While I haven’t read the book with this title, a friend recommended it to me a few years ago.  The title stuck and prompts me to ponder its possible meaning.    This title comes to mind every time we have a Praise in the Park because we experience it quite literally.  Pavilion 7 doesn’t have any walls and we were very aware of that when we had to bundle up like we were going skiing.  I pray we will have the beautiful weather we’ve been enjoying lately.  But what might that say about a church?
    There are many ways into a church without walls.  You don’t have to worry about the doors because there are no walls keeping you out.  Without walls there are no gatekeepers to dictate terms of entrance.  All are welcome who will gather with those on the way.

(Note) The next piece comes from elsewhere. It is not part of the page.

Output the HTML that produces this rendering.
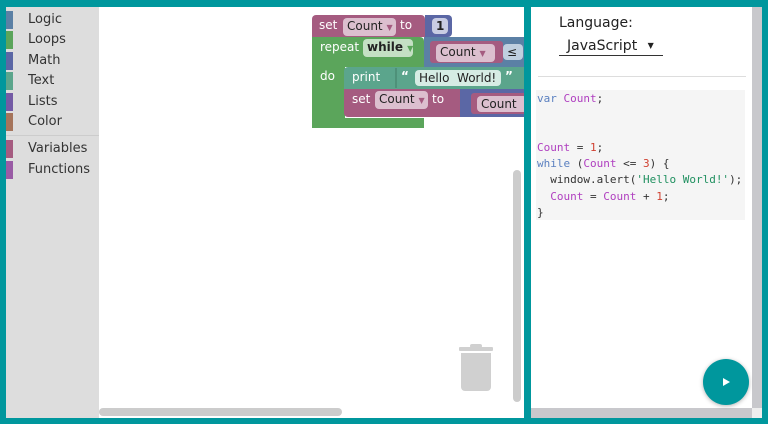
<!DOCTYPE html>
<html><head><style>
*{margin:0;padding:0;box-sizing:border-box;white-space:nowrap}
body{width:768px;height:424px;background:#00979d;position:relative;overflow:hidden;font-family:"Liberation Sans","DejaVu Sans",sans-serif}
.a{position:absolute}
.tb{left:6px;top:7px;width:93px;height:411px;background:#dddddd}
.cat{position:absolute;left:0;width:93px;height:20px;font-size:13px;color:#333;line-height:20px;padding-left:22px;font-family:"DejaVu Sans",sans-serif}
.cat i{position:absolute;left:0;top:1px;width:7px;height:18px}
.ws{left:99px;top:7px;width:425px;height:411px;background:#fff;overflow:hidden}
.blk{position:absolute;color:#fff;font-family:"DejaVu Sans",sans-serif;font-size:12px}
.f{position:absolute;border-radius:4px;color:#222;font-size:12px;font-family:"DejaVu Sans",sans-serif;line-height:16px;padding-left:4px;overflow:hidden}
.code{font-family:"DejaVu Sans Mono","Liberation Mono",monospace;font-size:11px;line-height:16.3px;color:#333}
</style></head><body>
<div class="a tb">
<div class="cat" style="top:3px"><i style="background:#5b80a5"></i>Logic</div>
<div class="cat" style="top:23px"><i style="background:#5ba55b"></i>Loops</div>
<div class="cat" style="top:44px"><i style="background:#5b67a5"></i>Math</div>
<div class="cat" style="top:64px"><i style="background:#5ba58c"></i>Text</div>
<div class="cat" style="top:85px"><i style="background:#745ba5"></i>Lists</div>
<div class="cat" style="top:105px"><i style="background:#a5745b"></i>Color</div>
<div class="a" style="left:0;top:128px;width:93px;height:1px;background:#ccc"></div>
<div class="cat" style="top:132px"><i style="background:#a55b80"></i>Variables</div>
<div class="cat" style="top:153px"><i style="background:#995ba5"></i>Functions</div>
</div>
<div class="a ws">
<div class="blk" style="left:213px;top:30px;width:112px;height:30px;background:#5ba55b;border-radius:0 4px 0 0"></div>
<div class="blk" style="left:213px;top:60px;width:33px;height:61px;background:#5ba55b;border-radius:0 0 0 5px"></div>
<div class="blk" style="left:213px;top:111px;width:112px;height:10px;background:#5ba55b"></div>
<div class="blk" style="left:221px;top:33px">repeat</div>
<div class="f" style="left:264px;top:32px;width:50px;background:#c4e0c4;font-weight:bold">while <span style="color:#5ba55b;font-size:8px;font-weight:normal">▼</span></div>
<div class="blk" style="left:221px;top:62px">do</div>
<div class="blk" style="left:325px;top:30px;width:110px;height:30px;background:#5b80a5"></div>
<div class="blk" style="left:331px;top:34px;width:73px;height:22px;background:#a55b80;border-radius:3px"></div>
<div class="f" style="left:337px;top:37px;width:59px;background:#dcbfcf">Count <span style="color:#a55b80;font-size:8px">▼</span></div>
<div class="f" style="left:404px;top:37px;width:20px;background:#bfcfdf">≤</div>
<div class="blk" style="left:213px;top:8px;width:113px;height:22px;background:#a55b80;border-radius:4px 4px 0 0"></div>
<div class="blk" style="left:220px;top:11px">set</div>
<div class="f" style="left:244px;top:11px;width:53px;background:#dcbfcf">Count <span style="color:#a55b80;font-size:8px">▼</span></div>
<div class="blk" style="left:301px;top:11px">to</div>
<div class="blk" style="left:326px;top:8px;width:27px;height:22px;background:#5b67a5;border-radius:0 4px 4px 0"></div>
<div class="f" style="left:333px;top:11px;width:16px;background:#c9cde3;font-weight:bold">1</div>
<div class="blk" style="left:245px;top:60px;width:200px;height:22px;background:#5ba58c;border-radius:4px 0 0 0"></div>
<div class="blk" style="left:253px;top:63px">print</div>
<div class="blk" style="left:296px;top:61px;width:2px;height:20px;background:#4e9179"></div>
<div class="blk" style="left:302px;top:62px;font-weight:bold">“</div>
<div class="f" style="left:316px;top:63px;width:86px;background:#d6ece4">Hello&nbsp; World!</div>
<div class="blk" style="left:406px;top:62px;font-weight:bold">”</div>
<div class="blk" style="left:245px;top:82px;width:116px;height:28px;background:#a55b80;border-radius:0 0 0 4px"></div>
<div class="blk" style="left:253px;top:85px">set</div>
<div class="f" style="left:276px;top:84px;width:53px;background:#dcbfcf">Count <span style="color:#a55b80;font-size:8px">▼</span></div>
<div class="blk" style="left:333px;top:85px">to</div>
<div class="blk" style="left:361px;top:82px;width:70px;height:28px;background:#5b67a5"></div>
<div class="blk" style="left:372px;top:86px;width:60px;height:21px;background:#a55b80;border-radius:3px"></div>
<div class="f" style="left:378px;top:89px;width:50px;background:#dcbfcf">Count</div>
<div class="a" style="left:414px;top:163px;width:8px;height:232px;background:#ccc;border-radius:4px"></div>
<div class="a" style="left:0;top:401px;width:243px;height:8px;background:#ccc;border-radius:4px"></div>
<div class="a" style="left:360px;top:340px;width:34px;height:4px;background:#d0d0d0;border-radius:1px"></div>
<div class="a" style="left:371px;top:337px;width:12px;height:4px;background:#d0d0d0;border-radius:2px"></div>
<div class="a" style="left:362px;top:346px;width:30px;height:38px;background:#d0d0d0;border-radius:0 0 4px 4px"></div>
</div>
<div class="a" style="left:531px;top:7px;width:231px;height:411px;background:#fff">
<div class="a" style="left:28px;top:8px;font-size:14px;color:#222;font-family:'DejaVu Sans',sans-serif">Language:</div>
<div class="a" style="left:28px;top:31px;width:104px;height:18px;border-bottom:1px solid #333;font-size:14px;color:#222;font-family:'DejaVu Sans',sans-serif;padding-left:8px">JavaScript <span style="font-size:8px;margin-left:6px;vertical-align:2px">▼</span></div>
<div class="a" style="left:7px;top:69px;width:208px;height:1px;background:#ddd"></div>
<div class="a code" style="left:5px;top:83px;width:209px;height:130px;background:#f5f5f5;padding:1px 1px">
<div><span style="color:#5b80c0">var</span> <span style="color:#b040c0">Count</span>;</div>
<div>&nbsp;</div><div>&nbsp;</div>
<div><span style="color:#b040c0">Count</span> = <span style="color:#d04030">1</span>;</div>
<div><span style="color:#5b80c0">while</span> (<span style="color:#b040c0">Count</span> &lt;= <span style="color:#d04030">3</span>) {</div>
<div>&nbsp; window.alert(<span style="color:#209060">'Hello World!'</span>);</div>
<div>&nbsp; <span style="color:#b040c0">Count</span> = <span style="color:#b040c0">Count</span> + <span style="color:#d04030">1</span>;</div>
<div>}</div>
</div>
<div class="a" style="left:221px;top:0;width:10px;height:401px;background:#c8c8cc"></div>
<div class="a" style="left:0;top:401px;width:221px;height:10px;background:#c8c8cc"></div>
<div class="a" style="left:221px;top:401px;width:10px;height:10px;background:#eee"></div>
<div class="a" style="left:172px;top:352px;width:46px;height:46px;border-radius:50%;background:#00979d;box-shadow:0 1px 4px rgba(0,0,0,.3)"></div>
<svg class="a" style="left:189px;top:369px" width="12" height="12"><path d="M3 2 L10 6 L3 10 Z" fill="#fff"/></svg>
</div>
</body></html>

A church without walls is more visible.  You can’t hide behind the walls because there are none.  People passing by get to observe your conduct without having to enter.  They can watch you from afar to consider whether or not your practices are worthy of participation.  Jesus was the one who spoke of putting a lamp on a stand rather than under a bowl.

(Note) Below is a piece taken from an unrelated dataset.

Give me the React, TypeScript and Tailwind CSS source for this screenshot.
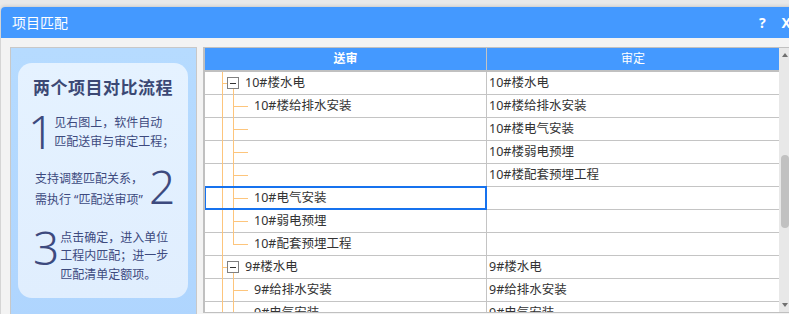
const CJK = "font-['Noto_Sans','Noto_Sans_CJK_SC',sans-serif]";

type Row = {
  kind: "root" | "child";
  left: string;
  right: string;
  selected?: boolean;
  last?: boolean;
};

const rows: Row[] = [
  { kind: "root", left: "10#楼水电", right: "10#楼水电" },
  { kind: "child", left: "10#楼给排水安装", right: "10#楼给排水安装" },
  { kind: "child", left: "", right: "10#楼电气安装" },
  { kind: "child", left: "", right: "10#楼弱电预埋" },
  { kind: "child", left: "", right: "10#楼配套预埋工程" },
  { kind: "child", left: "10#电气安装", right: "", selected: true },
  { kind: "child", left: "10#弱电预埋", right: "" },
  { kind: "child", left: "10#配套预埋工程", right: "", last: true },
  { kind: "root", left: "9#楼水电", right: "9#楼水电" },
  { kind: "child", left: "9#给排水安装", right: "9#给排水安装" },
  { kind: "child", left: "9#电气安装", right: "9#电气安装" },
];

function TreeCell({ row }: { row: Row }) {
  return (
    <div className="relative flex h-full w-[282px] items-center border-r border-[#c4c4c4]">
      {/* root level guide */}
      <span className="absolute left-[17px] top-0 bottom-[-1px] w-px bg-[#fdc57c]" />
      {row.kind === "root" ? (
        <>
          <span className="absolute left-[17px] top-[11px] h-px w-[5px] bg-[#fdc57c]" />
          <span className="absolute left-[28px] top-[16px] bottom-[-1px] w-px bg-[#fdc57c]" />
          <span className="absolute left-[22px] top-[5px] flex h-[12px] w-[12px] items-center justify-center border border-[#808080] bg-white">
            <span className="h-px w-[6px] bg-[#333]" />
          </span>
          <span className="pl-[40px] text-[12.5px] text-[#333]">{row.left}</span>
        </>
      ) : (
        <>
          <span
            className={
              row.last
                ? "absolute left-[28px] top-0 h-[12px] w-px bg-[#fdc57c]"
                : "absolute left-[28px] top-0 bottom-[-1px] w-px bg-[#fdc57c]"
            }
          />
          <span className="absolute left-[28px] top-[11px] h-px w-[15px] bg-[#fdc57c]" />
          <span className="pl-[49px] text-[12.5px] text-[#333]">{row.left}</span>
        </>
      )}
      {row.selected && (
        <span className="absolute left-[-1px] right-[-1px] top-[-1px] bottom-[-1px] border-2 border-[#1672ee]" />
      )}
    </div>
  );
}

function Step1() {
  return (
    <div className="mt-[8px] flex items-start pl-[10px]">
      <span className="h-[46px] font-['Noto_Sans',sans-serif] text-[46px] font-light leading-none">1</span>
      <p className="ml-0 mt-[6px] text-[12px] leading-[18.5px]">
        见右图上，软件自动
        <br />
        匹配送审与审定工程；
      </p>
    </div>
  );
}

function Step2() {
  return (
    <div className="mt-[9px] flex items-start pl-[17px]">
      <p className="mt-[4.5px] text-[12px] leading-[21px]">
        支持调整匹配关系，
        <br />
        需执行 “匹配送审项”
      </p>
      <span className="ml-[6px] h-[46px] font-['Noto_Sans',sans-serif] text-[46px] font-light leading-none">2</span>
    </div>
  );
}

function Step3() {
  return (
    <div className="mt-[14px] flex items-start pl-[15px]">
      <span className="h-[46px] font-['Noto_Sans',sans-serif] text-[46px] font-light leading-none">3</span>
      <p className="ml-[1px] mt-[5px] text-[12px] leading-[18.5px]">
        点击确定，进入单位
        <br />
        工程内匹配；进一步
        <br />
        匹配清单定额项。
      </p>
    </div>
  );
}

export default function App() {
  return (
    <div className={`h-[314px] w-[789px] overflow-hidden bg-[#e9e9e9] pl-px pt-[7px] ${CJK}`}>
      <div className="w-[800px] overflow-hidden rounded-t-[4px] bg-[#f3f3f3] shadow-[0_0_4px_rgba(0,0,0,0.2)]">
        {/* title bar */}
        <div className="flex h-[31px] items-center bg-[#4499ff] text-white">
          <span className="pl-[11px] text-[14px]">项目匹配</span>
          <span className="ml-auto text-[14px] font-bold">?</span>
          <span className="ml-[16px] mr-[10px] text-[14px] font-bold">X</span>
        </div>

        <div className="flex pl-[9px] pt-[9px]">
          {/* left guide panel */}
          <div className="h-[280px] w-[187px] border border-[#c8c8c8] bg-gradient-to-b from-[#b6dbff] to-[#afd5fe] pl-[7px] pt-[15px]">
            <div className="h-[235px] w-[170px] rounded-[14px] bg-gradient-to-b from-[#e5f2ff] to-[#e0eefe] pt-[13px] text-[#3d4a7e]">
              <h2 className="text-center text-[17px] font-bold leading-[24px] tracking-[0.5px] text-[#3b4874]">
                两个项目对比流程
              </h2>
              <Step1 />
              <Step2 />
              <Step3 />
            </div>
          </div>

          {/* matching table */}
          <div className="ml-[6px] flex h-[266px] flex-1 overflow-hidden border-t border-b border-l-2 border-[#c0c0c0] bg-white">
            <div className="flex w-[574px] flex-col">
              <div className="flex h-[24px] shrink-0 border-b-2 border-[#c0c0c0] bg-[#4499ff] text-[12px] text-white">
                <div className="flex w-[282px] items-center justify-center border-r border-[#c4c4c4] font-bold">送审</div>
                <div className="flex flex-1 items-center justify-center">审定</div>
              </div>
              {rows.map((row, i) => (
                <div key={i} className="flex h-[23px] shrink-0 border-b border-[#c4c4c4]">
                  <TreeCell row={row} />
                  <div className="flex flex-1 items-center pl-[2px] text-[12.5px] text-[#333]">{row.right}</div>
                </div>
              ))}
            </div>
            {/* scrollbar */}
            <div className="flex w-[12px] flex-col items-center bg-[#e8e8e8]">
              <span className="mt-[5px] h-0 w-0 border-x-[3.5px] border-b-[4px] border-x-transparent border-b-[#707070]" />
              <span className="mt-[98px] h-[73px] w-[8px] rounded-[4px] bg-[#c1c1c1]" />
              <span className="mt-auto mb-[5px] h-0 w-0 border-x-[3.5px] border-t-[4px] border-x-transparent border-t-[#707070]" />
            </div>
          </div>
        </div>
      </div>
    </div>
  );
}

    A church without walls is much simpler.  Too often our buildings become increasingly more complicated.  At what point does all our stuff get in the way of what we are supposed to be about?  
    My time in Africa has contributed to some of these thoughts, too.  When you are trying to train others to become church planters you think about these issues.  What is really necessary to have a church?  My study indicates you need Jesus, the Scriptures and people to have a church.  Even a roof is a luxury.  Many churches meet under a large tree.
    I pray we don’t become so dependent on our stuff that we assume we cannot do church without it.  Maybe Praise in the Park is a good reminder that church isn’t about the building but about people gathered in submission to Jesus, through Scriptures.  We can be a church wherever we are.  Let’s make sure we don’t complicate simple spiritual truths.